I’ve had an accidental Woody Harrelson film festival over the past few weeks.

The festival began here after I pointed to Sans Auto’s discussion of Dr Putnam’s lecture and book “Bowling Alone.” I mentioned I’d soon be watching League of Ordinary Gentlemen. While the movie has very little to do with linking bowling and social decline, it does acknowledge the link by opening with meaningful quotes from Dr Putnum and then President Clinton. Woody’s part in the movie is simply the use of clips from his parts in Kingpin, a movie I havent seen.

Next up was North Country, the film about sexual harassment in northern Minnesota mines. Woody played the good guy lawyer. North Country was produced by Participant Productions, maker of some of the best (most challenging? most socially conscious?) films in recent memory, including: An Inconvenient Truth, Syriana and Fast Food Nation.
Participant believes in the power of media to create great social change. Our goal is to deliver compelling entertainment that will inspire audiences to get involved in the issues that affect us all.
Today I watched Go Further, a movie that might serve to get this blog back to its regularly scheduled programming. The film documents Woody’s west coast lecture tour where he and a handful of others rode bike from Oregon to southern California, ate organically, and lived in the tension of ummm...that laundry list of all that is bad related to the environment. In the opening minutes I thought I was going to be really annoyed by the movie but soon it became palatable and by the end I really liked it.

The best part: I watch my daddy films from the laptop, quietly, not wanting to push this crap on the family. Sometimes The Boys get curious and I either pause the film to avoid inappropriate content or they quickly get bored and walk away. The Boy 8 watched much of this film over my shoulder. He knew what was going on and even wanted to know what’s so bad about corn dogs?

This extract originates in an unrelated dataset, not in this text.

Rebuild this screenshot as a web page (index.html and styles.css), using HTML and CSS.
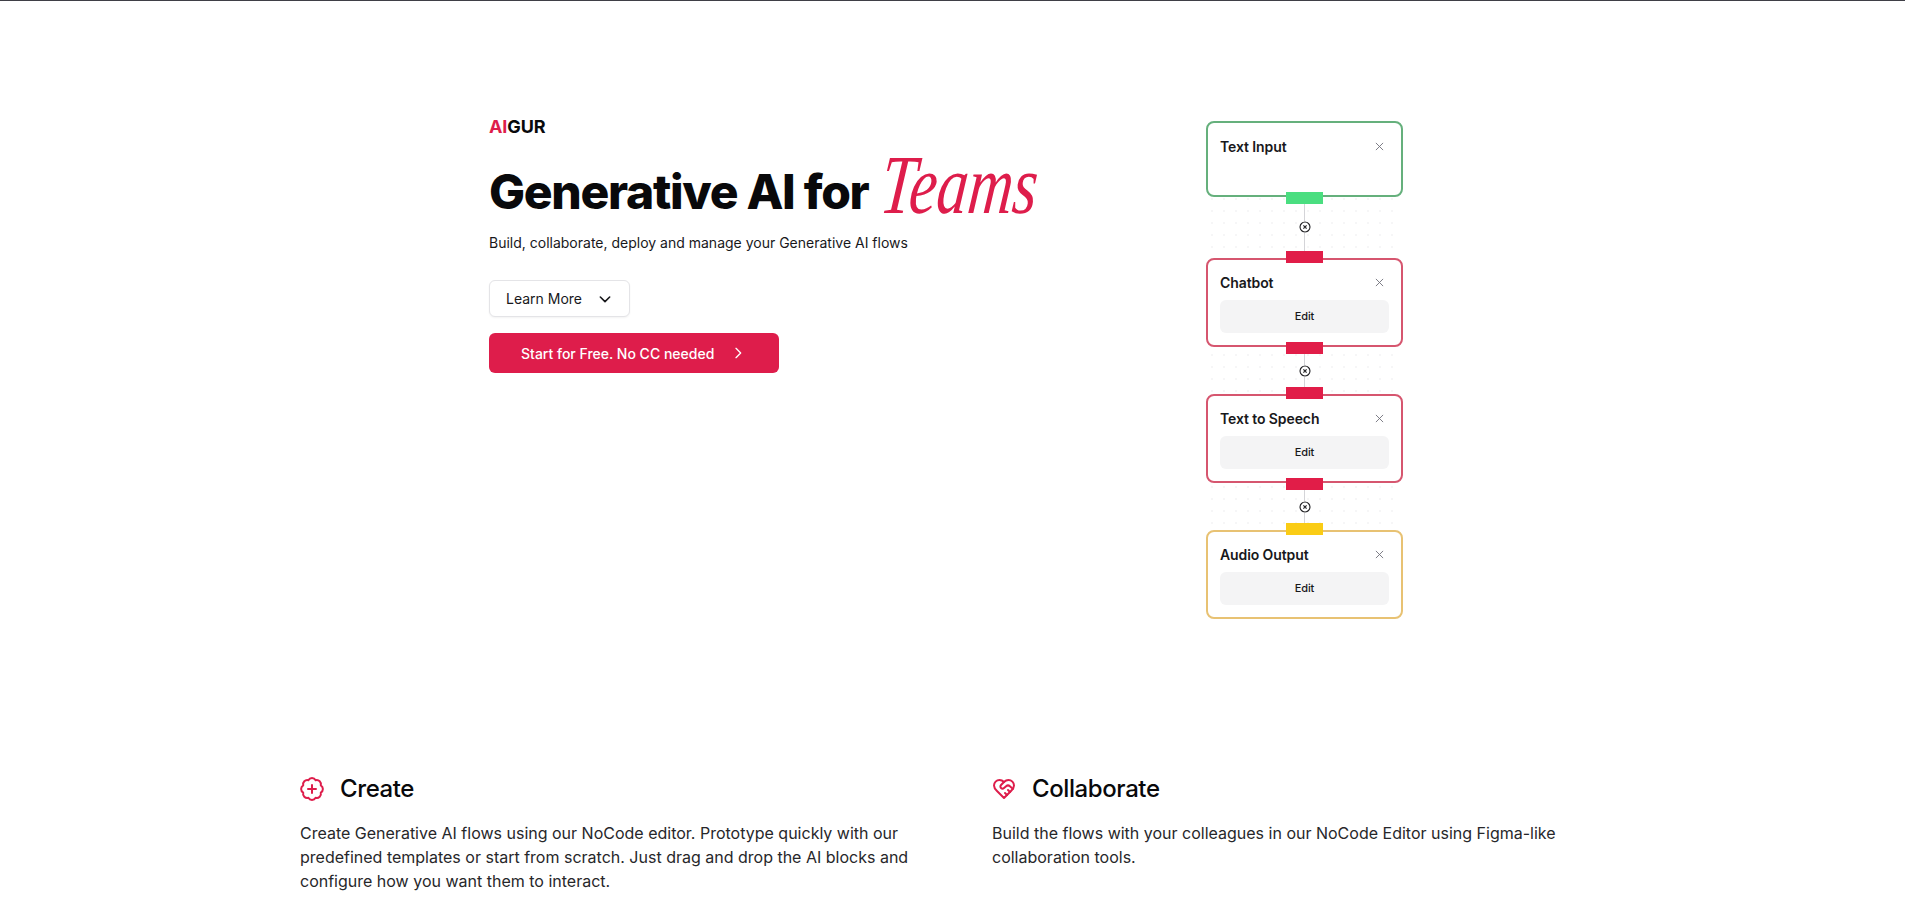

And I wasn’t concerned that he was hearing the word shit.

(I was glad the huffing of the Dust Off part had already passed.)

Part of a very cool Woody Harrelson poem:
Politicians and prostitutes
are comfortable together
I wonder if they talk about the strange change in the weather.
Complete poem here at the Voice Yourself website.

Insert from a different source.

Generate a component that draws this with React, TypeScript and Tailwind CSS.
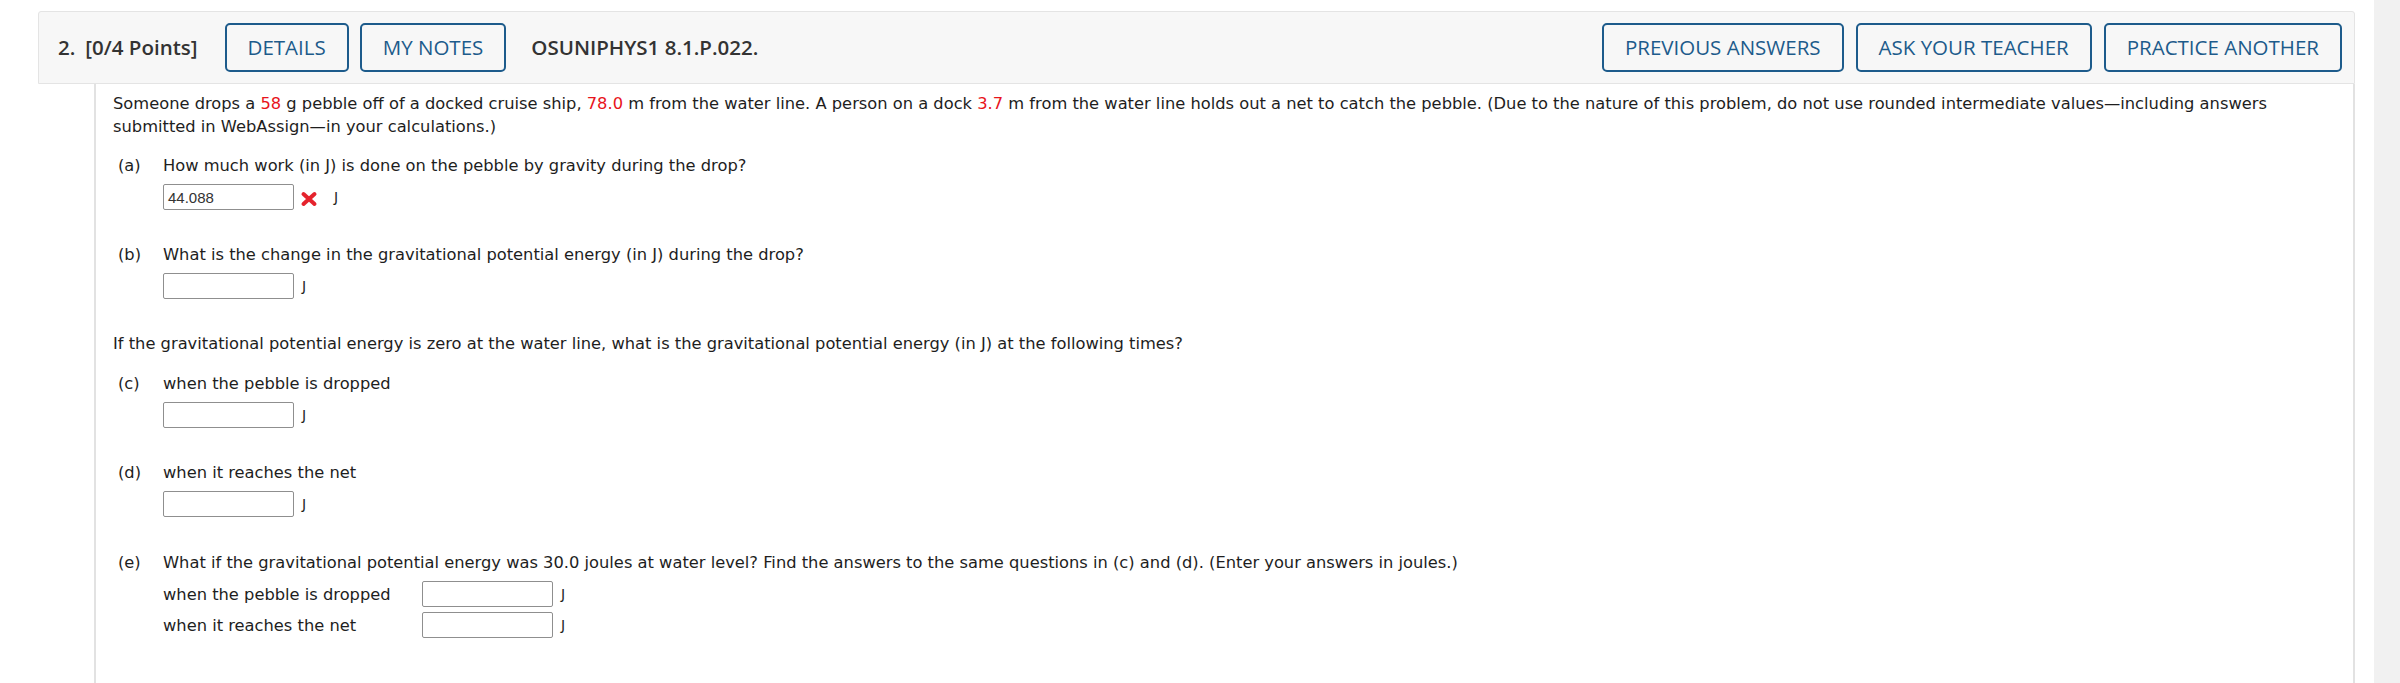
import React from 'react'

const body = { fontFamily: "'DejaVu Sans', Verdana, sans-serif" }
const head = { fontFamily: "'Open Sans', 'Liberation Sans', sans-serif" }

function Red({ children }: { children: React.ReactNode }) {
  return <span className="text-[#e8141c]">{children}</span>
}

function AnswerBox({ value }: { value?: string }) {
  return (
    <div
      className="w-[131px] h-[26px] border border-[#8f8f8f] rounded-[2px] bg-white px-[4px] flex items-center text-[15px] text-[#333]"
      style={{ fontFamily: "'Liberation Sans', Arial, sans-serif" }}
    >
      {value}
    </div>
  )
}

function WrongMark() {
  return (
    <svg width="18" height="16" viewBox="0 0 18 16" className="ml-[6px] mt-[4px]">
      <path d="M3.5 3 L14.5 13 M14.5 3 L3.5 13" stroke="#e5232d" strokeWidth="4" strokeLinecap="round" />
    </svg>
  )
}

function Unit({ className = '' }: { className?: string }) {
  return <span className={`text-[14px] ${className}`}>J</span>
}

function Part({
  label,
  question,
  value,
  wrong,
  className = '',
}: {
  label: string
  question: string
  value?: string
  wrong?: boolean
  className?: string
}) {
  return (
    <div className={`flex pl-[5px] ${className}`}>
      <div className="w-[45px] shrink-0">{label}</div>
      <div>
        <div>{question}</div>
        <div className="flex items-center mt-[7px]">
          <AnswerBox value={value} />
          {wrong ? (
            <>
              <WrongMark />
              <Unit className="ml-[16px]" />
            </>
          ) : (
            <Unit className="ml-[8px]" />
          )}
        </div>
      </div>
    </div>
  )
}

export default function App() {
  const buttons = ['PREVIOUS ANSWERS', 'ASK YOUR TEACHER', 'PRACTICE ANOTHER']

  return (
    <div className="flex w-[2400px] h-[683px] overflow-hidden bg-white">
      <div className="flex-1 flex flex-col pl-[38px] pr-[19px] pt-[11px]">
        {/* Question header */}
        <div
          className="h-[73px] shrink-0 flex items-center bg-[#f7f7f7] border border-[#e4e4e4] rounded-t-[3px] pl-[19px] pr-[12px] text-[#333]"
          style={head}
        >
          <span className="text-[20.5px] font-semibold">2.</span>
          <span className="text-[20.5px] font-semibold ml-[10px]">[0/4 Points]</span>
          <div className="flex gap-[11px] ml-[27px]">
            {['DETAILS', 'MY NOTES'].map((b) => (
              <button
                key={b}
                className="h-[49px] px-[21px] border-2 border-[#1d5b8b] rounded-[5px] text-[20.5px] text-[#1d5b8b]"
              >
                {b}
              </button>
            ))}
          </div>
          <span className="text-[20.5px] font-semibold ml-[25px]">OSUNIPHYS1 8.1.P.022.</span>
          <div className="flex gap-[12px] ml-auto">
            {buttons.map((b) => (
              <button
                key={b}
                className="h-[49px] px-[21px] border-2 border-[#1d5b8b] rounded-[5px] text-[20.5px] text-[#1d5b8b]"
              >
                {b}
              </button>
            ))}
          </div>
        </div>

        {/* Question body */}
        <div
          className="flex-1 ml-[56px] border-x-2 border-[#e2e2e2] pl-[17px] pr-[50px] pt-[8px] text-[16.3px] leading-[23px] text-[#1e1e1e]"
          style={body}
        >
          <p>
            Someone drops a <Red>58</Red> g pebble off of a docked cruise ship, <Red>78.0</Red> m from the water
            line. A person on a dock <Red>3.7</Red> m from the water line holds out a net to catch the pebble. (Due
            to the nature of this problem, do not use rounded intermediate values—including answers submitted in
            WebAssign—in your calculations.)
          </p>

          <Part
            className="mt-[16px]"
            label="(a)"
            question="How much work (in J) is done on the pebble by gravity during the drop?"
            value="44.088"
            wrong
          />
          <Part
            className="mt-[33px]"
            label="(b)"
            question="What is the change in the gravitational potential energy (in J) during the drop?"
          />

          <p className="mt-[33px]">
            If the gravitational potential energy is zero at the water line, what is the gravitational potential
            energy (in J) at the following times?
          </p>

          <Part className="mt-[17px]" label="(c)" question="when the pebble is dropped" />
          <Part className="mt-[33px]" label="(d)" question="when it reaches the net" />

          <div className="flex pl-[5px] mt-[34px]">
            <div className="w-[45px] shrink-0">(e)</div>
            <div>
              <div>
                What if the gravitational potential energy was 30.0 joules at water level? Find the answers to the
                same questions in (c) and (d). (Enter your answers in joules.)
              </div>
              <div className="flex items-center mt-[7px]">
                <div className="w-[259px]">when the pebble is dropped</div>
                <AnswerBox />
                <Unit className="ml-[8px]" />
              </div>
              <div className="flex items-center mt-[5px]">
                <div className="w-[259px]">when it reaches the net</div>
                <AnswerBox />
                <Unit className="ml-[8px]" />
              </div>
            </div>
          </div>
        </div>
      </div>

      {/* scrollbar track */}
      <div className="w-[26px] shrink-0 bg-[#f1f1f1]" />
    </div>
  )
}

Thursday, September 28, 2006

Insolicited, Unexpected and Doing It Anyway

Is it spam? Is it real? Even if it’s real do I really want to post it? It’s unsolicited and unexpected! I don’t know who these people are! I assume most of the other blogging bicyclists I know of received the same e-mail. I wonder how many will post what they received?

And so it goes that I’m posting content from an unsolicited and unexpected e-mail…but first:

Thich Nhat Hanh is the real deal. I know of Thich Nhat Hanh because I listen weekly to public radio’s Speaking of Faith. In March he was featured. He is a Buddhist. The website is here. The transcript is here. The podcast here. I recommend the podcast because hearing the man speak is to hear peace.

UNESCO is the United Nations Educational, Scientific and Cultural Organization.

Personal trivia: the “Christian conference center in a lakeside setting of rural Wisconsin”, where the radio show was recorded, is a conference center my family has connections to.

What about the e-mail?

Thich Nhat Hanh is apparently speaking to UNESCO on October 7. He will propose that UNESCO organize a Global No Car Day. Part of the effort to convince UNESCO to accept the proposal involves a petition that is attempting to gather 10,000 signatures by October 7. The petition is located at the Deer Park Monastery website.

I have signed it.

Here is the message:
From Nobel Peace Prize nominee and Zen master Thich Nhat Hanh:

Only collective awakening can help us to solve the difficult problems in our world like war and global warming. In an upcoming talk which I have been invited to give at UNESCO (United Nations Education Science and Cultural Organization) on October 7th, I will propose that UNESCO organize a Global No Car Day-- a day when people refrain from using their cars, except in emergencies.

It may take six months or more to prepare for such a day. UNESCO can promote this day around the world and use it as a means to educate and inspire collective awakening concerning the present environmental dangers facing all of us on planet Earth. I will suggest that UNESCO itself, from the director to ambassadors and other members, try to live in such a way that the message becomes a true message; not just a call for action, but action itself.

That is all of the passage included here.